The general definition makes sense for arbitrary coverings and does not require a topology. Let $X$ be a set and let ${\mathcal {U}}$ be a covering of $X,$ that is, ${\textstyle X=\bigcup {\mathcal {U}}.}$ Given a subset $S$ of $X,$ the star of $S$ with respect to ${\mathcal {U}}$ is the union of all the sets $U\in {\mathcal {U}}$ that intersect $S,$ that is, $\operatorname {st} (S,{\mathcal {U}})=\bigcup {\big \{}U\in {\mathcal {U}}:S\cap U\neq \varnothing {\big \}}.$

Given a point $x\in X,$ we write $\operatorname {st} (x,{\mathcal {U}})$ instead of $\operatorname {st} (\{x\},{\mathcal {U}}).$

A covering ${\mathcal {U}}$ of $X$ is a refinement of a covering ${\mathcal {V}}$ of $X$ if every $U\in {\mathcal {U}}$ is contained in some $V\in {\mathcal {V}}.$ The following are two special kinds of refinement.
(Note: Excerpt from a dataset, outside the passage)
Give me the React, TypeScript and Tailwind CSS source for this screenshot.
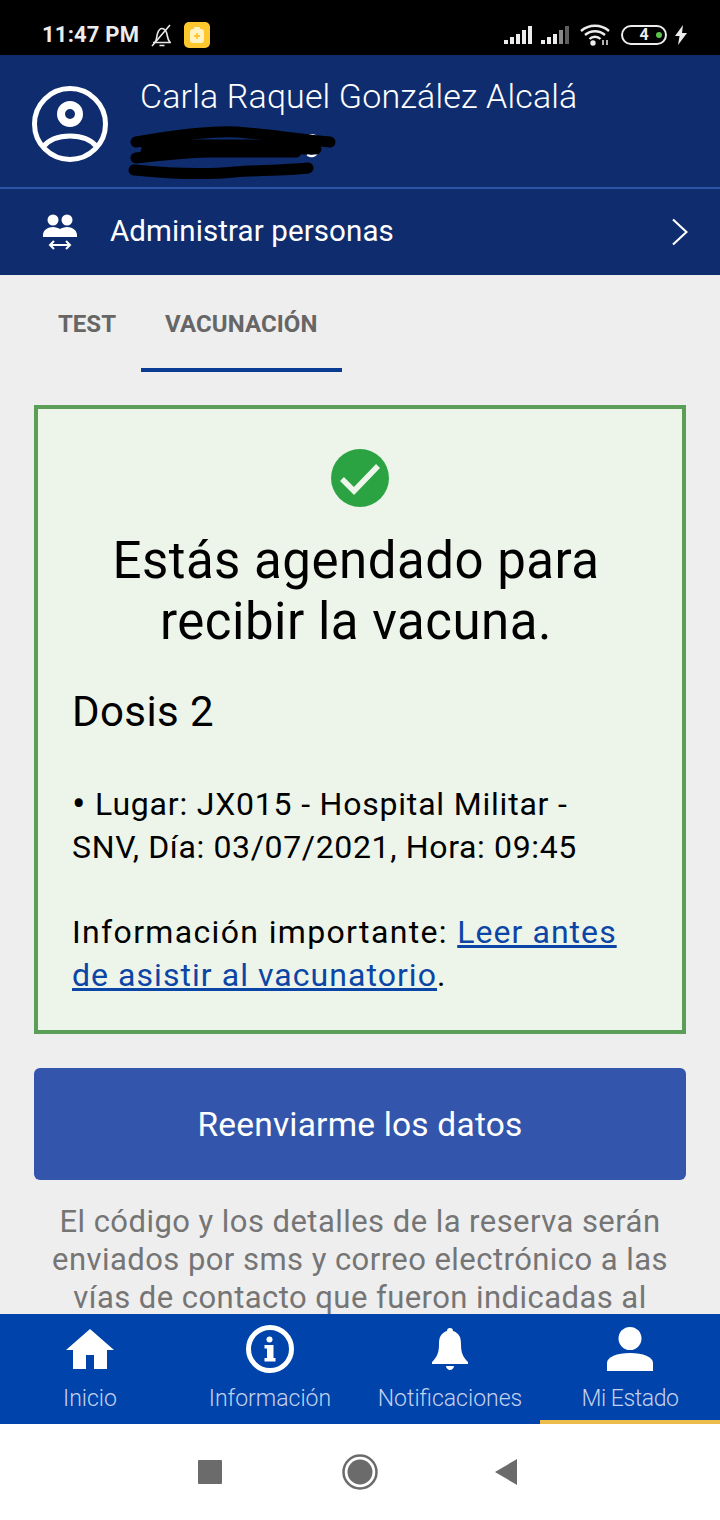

The covering ${\mathcal {U}}$ is called a barycentric refinement of ${\mathcal {V}}$ if for every $x\in X$ the star $\operatorname {st} (x,{\mathcal {U}})$ is contained in some $V\in {\mathcal {V}}.$ ^[1]^[2] The covering ${\mathcal {U}}$ is called a star refinement of ${\mathcal {V}}$ if for every $U\in {\mathcal {U}}$ the star $\operatorname {st} (U,{\mathcal {U}})$ is contained in some $V\in {\mathcal {V}}.$ ^[3]^[2]

Properties and Examples

Every star refinement of a cover is a barycentric refinement of that cover. The converse is not true, but a barycentric refinement of a barycentric refinement is a star refinement.^[4]^[5]^[6]^[7]

Given a metric space $X,$ let ${\mathcal {V}}=\{B_{\epsilon }(x):x\in X\}$ be the collection of all open balls $B_{\epsilon }(x)$ of a fixed radius $\epsilon >0.$ The collection ${\mathcal {U}}=\{B_{\epsilon /2}(x):x\in X\}$ is a barycentric refinement of ${\mathcal {V}},$ and the collection ${\mathcal {W}}=\{B_{\epsilon /3}(x):x\in X\}$ is a star refinement of ${\mathcal {V}}.$